Németh holding rescued common spadefoot toads for the children to examine – Photo: Canqi Li

Frog rescue events

What are frog rescue events about? What are the benefits of such events?

We have been organizing such events for 20 years. 20 years ago, a colleague and I went to an evening football match and saw several frogs on the road on our way there. Since we were nature protection workers, we obviously rescued the frogs at the expense of the football match. Since then, we have experienced the drastic decline in frog populations I mentioned before, and we found environmental education very important. The frog rescue events in Farmos happen every year in a safe location along the main road, where we demonstrate the process of rescuing frogs to one to two thousand people each year. We find such events very important, because they can inform the children and adults – since teachers and parents usually join the kids – that it is really important to conserve frogs. The problem is that it is not enough to just spend one day showing a kindergarten group how to rescue frogs – our education system needs to progress in a direction that allows children to not only learn about data but also learn how to live together with nature. The world needs computer science, economics, and languages, but we also need to teach children about humans’ relationship with nature. There is a connection between economics and ecology, too – we need to be more self-sustaining at a continental, national, regional, and even a familial level.

I have seen on Facebook that you went to a similar event on March 4. Could you tell me more about it?

On March 4, what the volunteers and I did was actually to construct the 1-km fence with small pits for the collection pots essential to our frog rescue events in Farmos.
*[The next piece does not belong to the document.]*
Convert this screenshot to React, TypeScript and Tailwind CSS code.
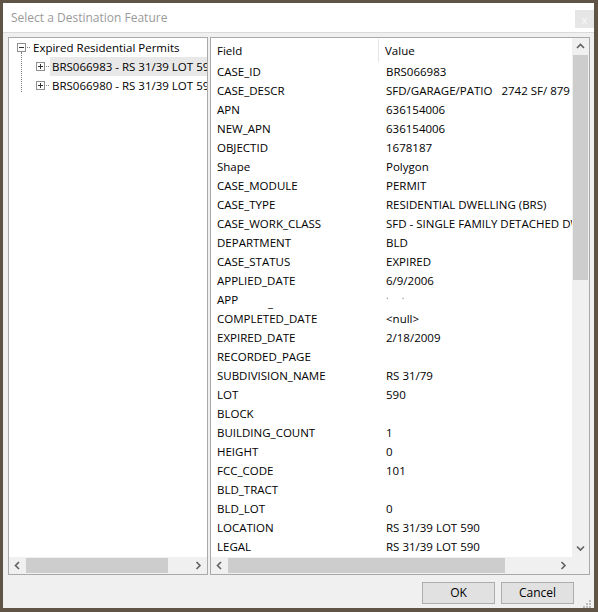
import React from 'react';

const rows: [string, string][] = [
  ['CASE_ID', 'BRS066983'],
  ['CASE_DESCR', 'SFD/GARAGE/PATIO   2742 SF/ 879 SF GARAGE'],
  ['APN', '636154006'],
  ['NEW_APN', '636154006'],
  ['OBJECTID', '1678187'],
  ['Shape', 'Polygon'],
  ['CASE_MODULE', 'PERMIT'],
  ['CASE_TYPE', 'RESIDENTIAL DWELLING (BRS)'],
  ['CASE_WORK_CLASS', 'SFD - SINGLE FAMILY DETACHED DWELLING'],
  ['DEPARTMENT', 'BLD'],
  ['CASE_STATUS', 'EXPIRED'],
  ['APPLIED_DATE', '6/9/2006'],
  ['APP', ''],
  ['COMPLETED_DATE', '<null>'],
  ['EXPIRED_DATE', '2/18/2009'],
  ['RECORDED_PAGE', ''],
  ['SUBDIVISION_NAME', 'RS 31/79'],
  ['LOT', '590'],
  ['BLOCK', ''],
  ['BUILDING_COUNT', '1'],
  ['HEIGHT', '0'],
  ['FCC_CODE', '101'],
  ['BLD_TRACT', ''],
  ['BLD_LOT', '0'],
  ['LOCATION', 'RS 31/39 LOT 590'],
  ['LEGAL', 'RS 31/39 LOT 590'],
];

const Chevron = ({ dir }: { dir: 'up' | 'down' | 'left' | 'right' }) => {
  const pts = {
    up: '1,6 4.5,2.5 8,6',
    down: '1,2.5 4.5,6 8,2.5',
    left: '6,1 2.5,4.5 6,8',
    right: '2.5,1 6,4.5 2.5,8',
  }[dir];
  return (
    <svg width="9" height="9" viewBox="0 0 9 9">
      <polyline points={pts} fill="none" stroke="#606060" strokeWidth="1.6" />
    </svg>
  );
};

const TreeBox = ({ open }: { open: boolean }) => (
  <svg width="9" height="9" viewBox="0 0 9 9" className="shrink-0">
    <rect x="0.5" y="0.5" width="8" height="8" fill="#fff" stroke="#8f8f8f" />
    <line x1="2" y1="4.5" x2="7" y2="4.5" stroke="#333" />
    {!open && <line x1="4.5" y1="2" x2="4.5" y2="7" stroke="#333" />}
  </svg>
);

const Dots = () => (
  <span className="w-[3px] border-t border-dotted border-[#808080] mx-[1px] shrink-0" />
);

export default function App() {
  return (
    <div
      className="w-[598px] h-[612px] bg-[#5f5446] pt-[3px] pl-[3px] overflow-hidden"
      style={{ fontFamily: '"Open Sans", "Noto Sans", sans-serif' }}
    >
      <div className="w-[591px] h-[605px] bg-[#f0f0f0] flex flex-col text-[11.5px] text-black">
        {/* title bar */}
        <div className="h-[30px] bg-white border-b border-[#dadada] flex items-start justify-between shrink-0">
          <span className="pl-[8px] pt-[7px] text-[#9a9a9a] leading-[16px] text-[12px]">Select a Destination Feature</span>
          <div className="mt-[7px] mr-[0px] w-[19px] h-[18px] bg-[#e6e6e6] flex items-center justify-center text-[#f8f8f8] text-[11px] leading-none">
            x
          </div>
        </div>

        {/* panels */}
        <div className="flex mt-[4px] pl-[5px] h-[538px] shrink-0">
          {/* tree panel */}
          <div className="w-[200px] h-full border border-[#a9a9a9] bg-white flex flex-col">
            <div className="flex-1 overflow-hidden relative">
              <div className="h-[19px] flex items-center pl-[8px] whitespace-pre">
                <TreeBox open />
                <Dots />
                <span className="ml-[2px]">Expired Residential Permits</span>
              </div>
              <div className="absolute left-[12px] top-[14px] h-[40px] border-l border-dotted border-[#808080]" />
              <div className="h-[19px] flex items-center pl-[27px] whitespace-pre">
                <TreeBox open={false} />
                <Dots />
                <span className="bg-[#e8e8e8] pl-[2px] flex-1 h-full flex items-center">BRS066983 - RS 31/39 LOT 590</span>
              </div>
              <div className="h-[19px] flex items-center pl-[27px] whitespace-pre">
                <TreeBox open={false} />
                <Dots />
                <span className="pl-[2px]">BRS066980 - RS 31/39 LOT 591</span>
              </div>
            </div>
            <div className="h-[17px] bg-[#f0f0f0] flex items-center shrink-0">
              <div className="w-[17px] flex justify-center"><Chevron dir="left" /></div>
              <div className="w-[142px] h-[15px] bg-[#cdcdcd]" />
              <div className="flex-1" />
              <div className="w-[17px] flex justify-center"><Chevron dir="right" /></div>
            </div>
          </div>

          <div className="w-[2px]" />

          {/* grid panel */}
          <div className="w-[380px] h-full border border-[#a9a9a9] bg-white flex flex-col">
            <div className="flex flex-1 min-h-0">
              <div className="flex-1 min-w-0 overflow-hidden">
                <div className="h-[24px] flex pt-[1px]">
                  <div className="w-[168px] pl-[6px] flex items-center border-r border-[#e5e5e5]">Field</div>
                  <div className="pl-[6px] flex items-center">Value</div>
                </div>
                {rows.map(([f, v]) => (
                  <div key={f} className="h-[19px] flex items-center whitespace-pre">
                    <div className="w-[168px] pl-[6px] shrink-0">
                      {f === 'APP' ? (
                        <span>
                          APP<span className="ml-[30px] relative top-[3px]">_</span>
                        </span>
                      ) : (
                        f
                      )}
                    </div>
                    <div className="pl-[7px]">
                      {f === 'APP' ? (
                        <span className="text-[#888] relative -top-[5px] text-[10px]">.{'     '}.</span>
                      ) : (
                        v
                      )}
                    </div>
                  </div>
                ))}
              </div>
              {/* vertical scrollbar */}
              <div className="w-[17px] bg-[#f0f0f0] flex flex-col items-center shrink-0">
                <div className="h-[17px] flex items-center justify-center"><Chevron dir="up" /></div>
                <div className="w-[15px] h-[225px] bg-[#cdcdcd]" />
                <div className="flex-1" />
                <div className="h-[17px] flex items-center justify-center"><Chevron dir="down" /></div>
              </div>
            </div>
            {/* horizontal scrollbar */}
            <div className="h-[17px] bg-[#f0f0f0] flex items-center shrink-0">
              <div className="w-[17px] flex justify-center"><Chevron dir="left" /></div>
              <div className="w-[277px] h-[15px] bg-[#cdcdcd]" />
              <div className="flex-1" />
              <div className="w-[17px] flex justify-center"><Chevron dir="right" /></div>
              <div className="w-[17px]" />
            </div>
          </div>
        </div>

        {/* buttons */}
        <div className="flex justify-end gap-[6px] pr-[20px] mt-[7px] relative">
          <button className="w-[73px] h-[22px] bg-[#e1e1e1] border border-[#adadad] leading-none text-[12px]">OK</button>
          <button className="w-[73px] h-[22px] bg-[#e1e1e1] border border-[#adadad] leading-none text-[12px]">Cancel</button>
          <svg width="10" height="10" viewBox="0 0 10 10" className="absolute right-[2px] top-[17px]">
            <rect x="7" y="1" width="2" height="2" fill="#bcbcbc" />
            <rect x="4" y="4" width="2" height="2" fill="#bcbcbc" />
            <rect x="7" y="4" width="2" height="2" fill="#bcbcbc" />
            <rect x="1" y="7" width="2" height="2" fill="#bcbcbc" />
            <rect x="4" y="7" width="2" height="2" fill="#bcbcbc" />
            <rect x="7" y="7" width="2" height="2" fill="#bcbcbc" />
          </svg>
        </div>
      </div>
    </div>
  );
}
It is a temporary fence that only stands during frog mating season every year, and it will be taken down around mid-April when the frog rescue events end.


Tackling the decline in frog and toad populations in Hungary

How much do you think the Hungarian government supports the protection of amphibians? Do you think there is a need for more support? If so, what can the government and regional administrators do?

Obviously, more support is always needed. We always have areas that need development. It does not need to be financial support – more attention needs to be paid to amphibians and nature. We should not rush all the time in life. At the governmental level, it means that instead of only prioritizing the building of new Formula One circuits, we should rather focus on supporting local initiatives and progress one step at a time. However, the reason behind the government prioritizing large-scale projects also lies in us, since they think that we need such projects. So, we also need to let people know that it is important to focus on and have fun in their local communities and think in small steps. Everyone needs to know that. I cannot expect everyone to be a nature protection guard, but everyone should do something for nature.

What can ordinary people do to conserve amphibians? For example, what should we do if we find a frog on the road when we drive?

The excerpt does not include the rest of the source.